All the bacteria were resuspended and imaged in PBS, after washing of the culture medium. To test if any unwashed iron could mask the signal, the T2 relaxation time of pure PBS was compared to PBS supplemented with iron. The results showed that the free iron in the medium only slightly changes the signal (T2 = 332 ms in PBS and T2 = 316 ms in iron-supplemented PBS) and should not interfere with the measurements (Figure 4).

As observed with other strains (Table 1), the bfr-knockout strain experienced a change in the signal when grown in an iron-supplemented medium, suggesting that even in the absence of bacterioferritin, other iron-storage systems present in the bacteria contribute to iron binding and background noise (Table 1, Figure 4).

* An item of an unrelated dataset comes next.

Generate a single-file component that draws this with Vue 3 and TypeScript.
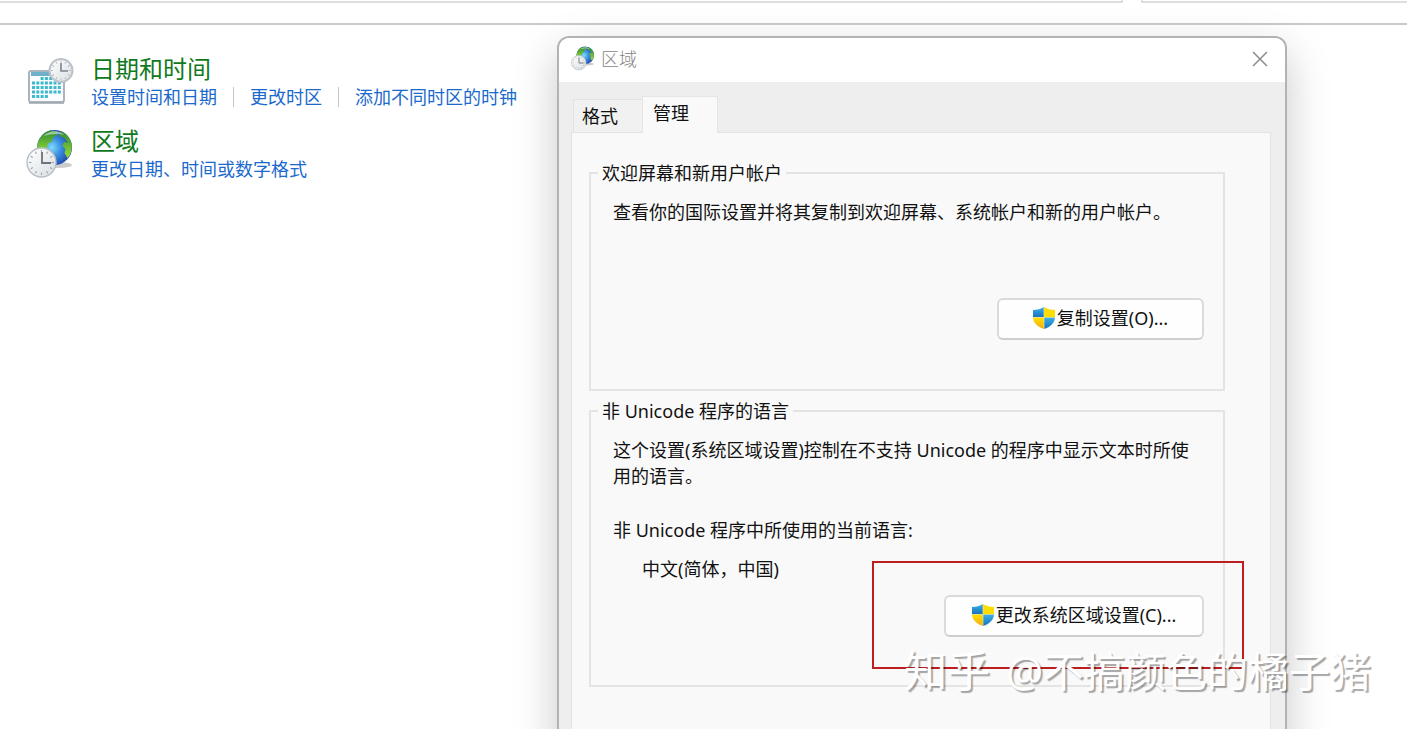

Figure 4: Influence of iron on the T2 relaxation time. PBS supplemented with 150 µM of ferric citrate showed an insignificant change in the signal when compared to pure PBS. bfr-knockout experienced a drop in the signal when grown in an iron-supplemented medium.

Summary

We believe the results demonstrate the usability of bacterioferritin as an MRI contrast agent in vitro and confirms the potential to use it as an in vivo reporter of tumor sensing. All samples where bacterioferrition overexpression was induced and iron supplementation was provided showed a significant change in the signal, as expected. There was, however, a more modest level of signal change experienced by all bacteria grown in an iron-supplemented medium, which can probably be contributed to presence of various inherent bacterial iron-storage proteins, as the knockout experiments suggest.

We characterized the expression of a genetically encoded MRI contrast agent bacterioferritin in E. coli Nissle 1917.
We contributed to parameter fitting of the model.
In an MRI imaging session, we showed that bacterioferritin expressed in our strain indeed leads to a marked decrease in the MRI signal which demonstrates its usability as an MRI contrast agent in vitro and confirms the potential to use it as an in vivo reporter of tumor sensing.

References

1. Cohen, Batya et al. “Ferritin as an Endogenous MRI Reporter for Noninvasive Imaging of Gene Expression in C6 Glioma Tumors.” Neoplasia (New York, N.Y.) 7.2 (2005): 109–117. Print.
2. Hill, Philip J., et al. "Magnetic resonance imaging of tumors colonized with bacterial ferritin-expressing Escherichia coli." PLoS One 6.10 (2011): e25409.